Und da die Kisten, das Laptop und die Kontobücher genauso unauffindbar sind, wie die mysteriöse Myriam, hat Kuhn jetzt ein gewaltiges Problem und ansonsten gar nichts, kein Geld, kein Dach über dem Kopf und keinen Job, den hat er nämlich auch noch verloren, weil er in der Firma seiner Ex Vera angestellt war. Lief schon mal besser bei ihm. Während Kuhn nun versucht herauszubekommen, wo Mystery Myriam abgeblieben ist, lebt er auf der Straße, schleppt dabei aber die ganze Zeit einen gerahmten Kunstdruck mit sich herum, der einen Mann mit einem Turban zeigt, den er „Adam“ getauft hat. In dem Maße, in dem Kuhn auf seiner Odyssee durch die moderne Großstadt Wien zunehmend die Apokalypse seines Lebens erlebt, in dem Sicherheiten, Rückzugsmöglichkeiten und Freundschaften in sich zusammenfallen wie Kartenhäuser, lernt er gleichzeitig neue Menschen und Horizonte kennen, er macht die Bekanntschaft des alten Herrn Solak und hat eine Liebschaft mit Tamara, die ihn in die Welt der SUHOs, der Suddenly Homeless einführt, einer Gruppe, die mit unorthodoxen Ideen und grenzwertigen Methoden versucht, ihrem Schicksal auf der Straße neue Formen der Überlebens- und Übernachtungskunst entgegenzusetzen. Ihnen schließt er sich zwischenzeitlich an und macht sich so seine Gedanken über sich, Myriam und seine merkwürdige Situation.

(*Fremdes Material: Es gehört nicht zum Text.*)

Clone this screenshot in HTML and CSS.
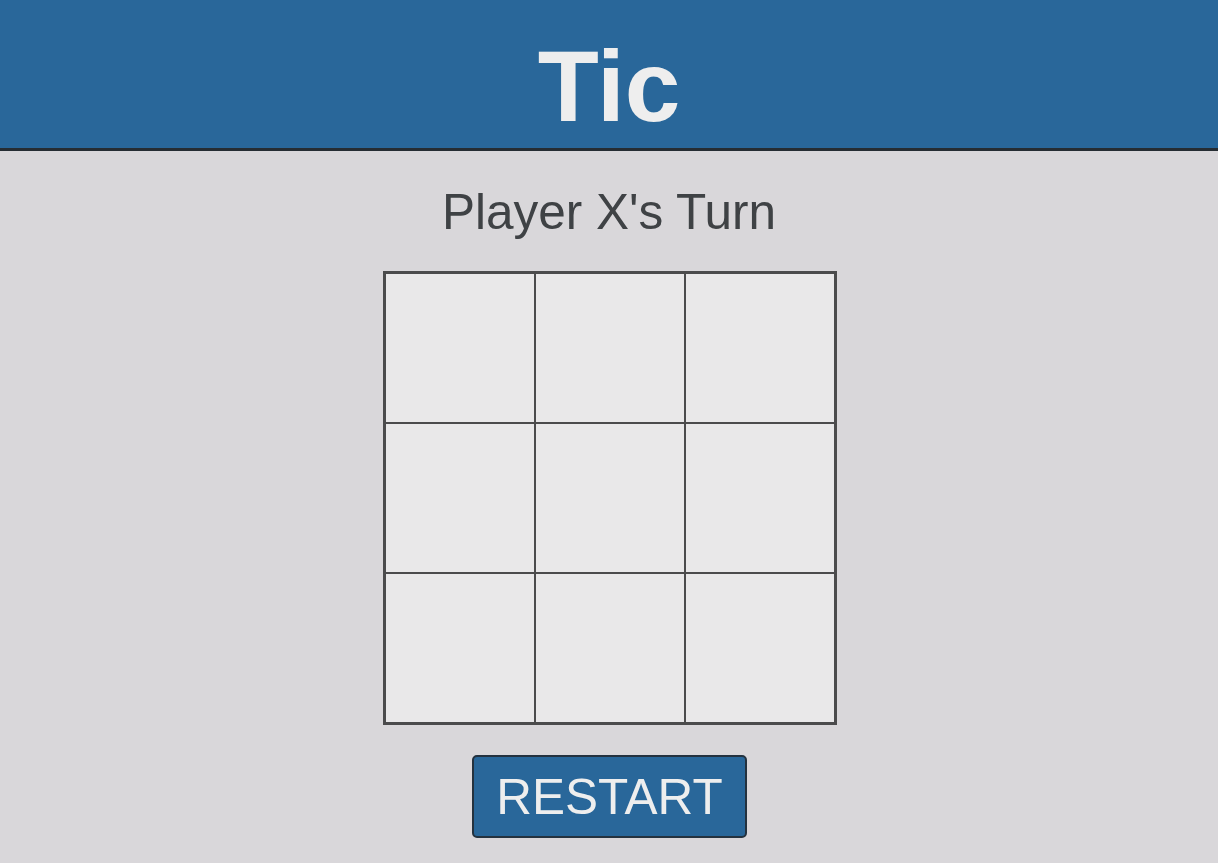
FILE: index.html
```html
<!DOCTYPE html>
<html lang="en">

<head>
    <meta charset="UTF-8">
    <meta name="viewport" content="width=device-width, initial-scale=1.0">
    <title>Tic Tac Toe</title>
    <link rel="stylesheet" href="styles.css">
</head>

<body>
    <header>
        <h1>Tic</h1>
    </header>

    <main>
        <p id="status">Player X's Turn</p>

        <div id="board">
            <div class="cell"></div>
            <div class="cell"></div>
            <div class="cell"></div>
            <div class="cell"></div>
            <div class="cell"></div>
            <div class="cell"></div>
            <div class="cell"></div>
            <div class="cell"></div>
            <div class="cell"></div>
        </div>

        <button id="restart">RESTART</button>
    </main>
</body>

</html>
```

FILE: styles.css
```css
/* General Styles */
body {
    font-family: "Liberation Sans", Arial, sans-serif;
    margin: 0;
    padding: 0;
    background-color: #d9d7da;
    color: #3f4245;
}

header {
    background-color: #29679a;
    border-bottom: 3px solid #262d33;
    text-align: center;
    height: 148px;
    box-sizing: content-box;
}

header h1 {
    margin: 0;
    padding-top: 29px;
    font-size: 100px;
    line-height: 115px;
    font-weight: bold;
    color: #eeeeee;
}

main {
    display: flex;
    flex-direction: column;
    align-items: center;
    padding-top: 33px;
}

#status {
    margin: 0 0 32px;
    font-size: 49.5px;
    line-height: 55px;
}

/* Board */
#board {
    display: grid;
    grid-template-columns: repeat(3, 148px);
    grid-template-rows: repeat(3, 148px);
    gap: 2px;
    border: 3px solid #4b4b4c;
    background-color: #4b4b4c;
    margin: 0 0 30px 1px;
}

.cell {
    background-color: #e9e8e9;
}

#restart {
    font-family: inherit;
    font-size: 49.5px;
    line-height: 55px;
    padding: 12px 22px;
    background-color: #29679a;
    color: #eeeeee;
    border: 2px solid #24323f;
    border-radius: 5px;
    cursor: pointer;
    margin-left: 1px;
}
```
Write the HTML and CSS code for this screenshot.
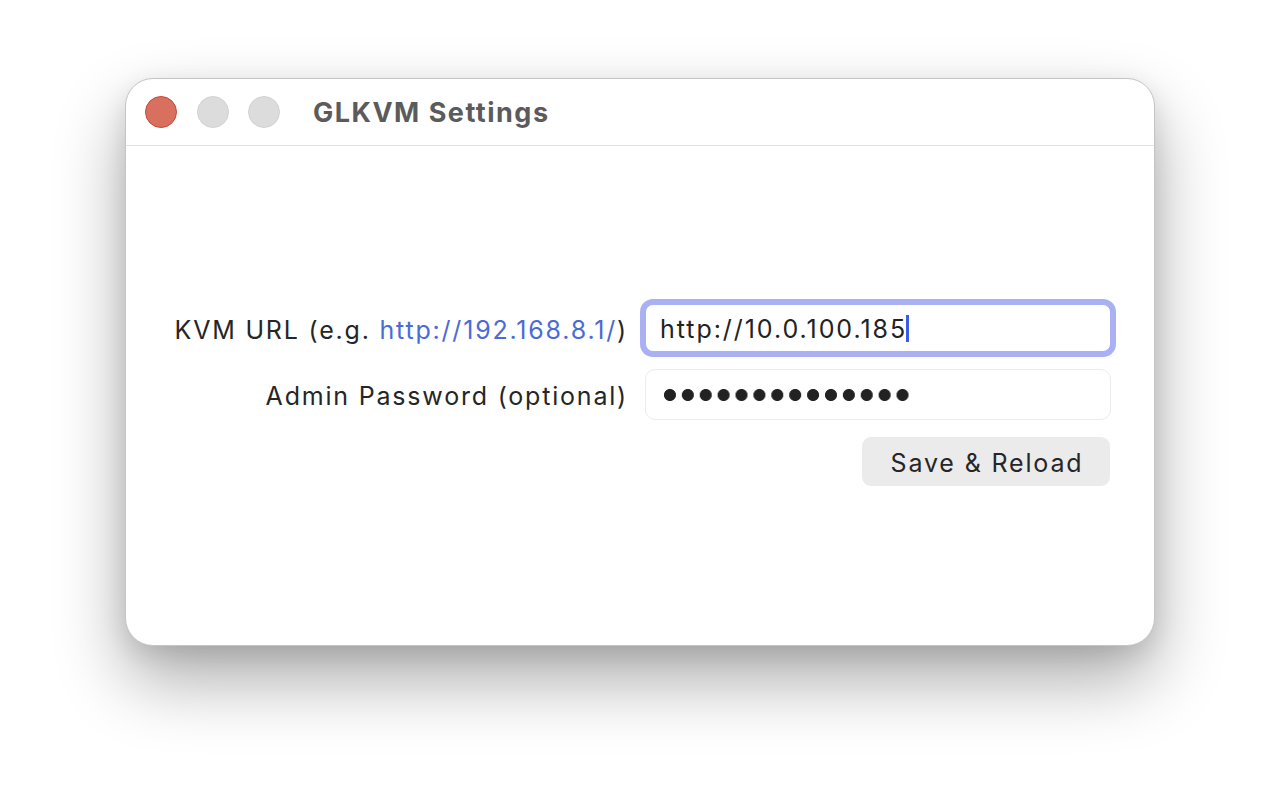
FILE: index.html
```html
<!DOCTYPE html>
<html lang="en">
<head>
<meta charset="utf-8">
<title>GLKVM Settings</title>
<link rel="stylesheet" href="styles.css">
</head>
<body>
<div class="window">
  <div class="titlebar">
    <div class="lights">
      <span class="light close"></span>
      <span class="light"></span>
      <span class="light"></span>
    </div>
    <div class="title">GLKVM Settings</div>
  </div>
  <div class="content">
    <div class="form">
      <div class="label">KVM URL (e.g. <span class="link">http://192.168.8.1/</span>)</div>
      <div class="field focused"><span class="value">http://10.0.100.185</span><span class="caret"></span></div>
      <div class="label">Admin Password (optional)</div>
      <div class="field"><span class="dots"></span></div>
      <div class="actions"><button class="btn" type="button">Save &amp; Reload</button></div>
    </div>
  </div>
</div>
</body>
</html>
```
FILE: styles.css
```css
html, body {
  margin: 0;
  padding: 0;
  background: #ffffff;
}
body {
  width: 1280px;
  height: 800px;
  overflow: hidden;
  font-family: Inter, "Open Sans", "Liberation Sans", sans-serif;
  color: #262626;
}
.window {
  margin: 78px 0 0 125px;
  width: 1030px;
  height: 568px;
  box-sizing: border-box;
  background: #ffffff;
  border-radius: 28px;
  border: 1px solid #c4c4c4;
  box-shadow: 0 34px 70px rgba(0, 0, 0, 0.33), 0 8px 24px rgba(0, 0, 0, 0.10);
  display: flex;
  flex-direction: column;
  overflow: hidden;
}
.titlebar {
  height: 66px;
  border-bottom: 1px solid #e2e2e2;
  display: flex;
  align-items: center;
  padding-left: 19px;
  flex-shrink: 0;
}
.lights {
  display: flex;
  gap: 19.5px;
}
.light {
  width: 32px;
  height: 32px;
  border-radius: 50%;
  background: #dcdcdc;
  box-sizing: border-box;
  border: 1px solid #d2d2d2;
}
.light.close {
  background: #d9705f;
  border-color: #c54a3a;
}
.title {
  margin-left: 33px;
  padding-top: 1px;
  font-weight: 700;
  font-size: 27px;
  color: #5b5b5b;
  letter-spacing: 1.5px;
}
.content {
  flex: 1;
  display: flex;
  flex-direction: column;
  padding: 158px 43px 0 0;
}
.form {
  display: grid;
  grid-template-columns: auto 466px;
  column-gap: 19px;
  row-gap: 17px;
  justify-content: end;
  align-items: center;
}
.label {
  text-align: right;
  font-size: 25px;
  letter-spacing: 1.8px;
  color: #262626;
  white-space: nowrap;
  margin-right: -2px;
  padding-top: 3px;
}
.link {
  color: #4a6bd6;
}
.field {
  height: 51px;
  box-sizing: border-box;
  border: 1px solid #ececec;
  border-radius: 10px;
  background: #fff;
  display: flex;
  align-items: center;
  padding-left: 14px;
  padding-top: 2px;
  font-size: 25px;
  letter-spacing: 1.95px;
  color: #222;
}
.field.focused {
  height: 48px;
  border-color: #a9b0f4;
  box-shadow: 0 0 0 5px #a9b0f4;
  border-radius: 8px;
}
.caret {
  display: inline-block;
  width: 3px;
  height: 27px;
  background: #3b5ce4;
  margin-left: -1px;
  margin-top: -2px;
}
.dots {
  display: block;
  width: 251px;
  height: 18px;
  margin-left: 1px;
  margin-top: -2px;
  background-image: radial-gradient(circle, #222 5.6px, transparent 6.4px);
  background-size: 17.9px 18px;
  background-repeat: repeat-x;
}
.actions {
  grid-column: 2;
  display: flex;
  justify-content: flex-end;
}
.btn {
  width: 248px;
  height: 49px;
  border: none;
  border-radius: 9px;
  background: #ebebeb;
  font-family: inherit;
  font-size: 25px;
  letter-spacing: 1.85px;
  color: #262626;
  padding: 2px 0 0 2px;
  margin-right: 1px;
}
```
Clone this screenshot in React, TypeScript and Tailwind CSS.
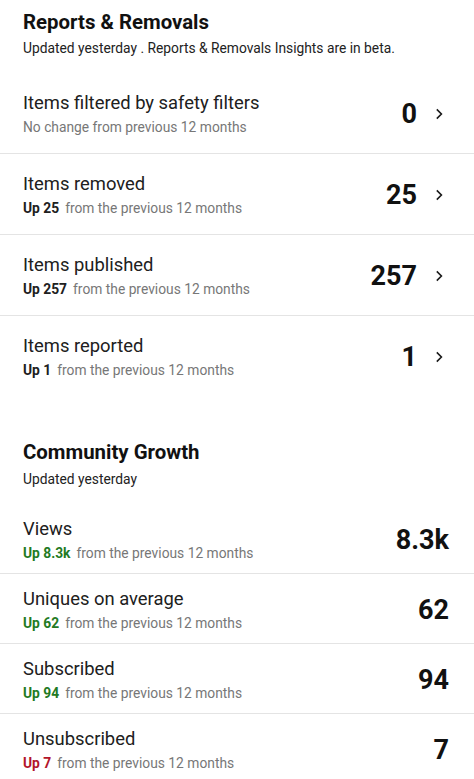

„Das Wesen der Erkenntnis ist ihre Unbarmherzigkeit. Sie befällt einen wie ein Parasit, ein Wurm, der durch die Blutbahn gespült wird und seine Eier in den Organen ablegt. Ist sie erst einmal da, kann man sich mehr zurück in den alten Zustand. Kuhn fühlte sich betrogen. Er hatte sich geirrt.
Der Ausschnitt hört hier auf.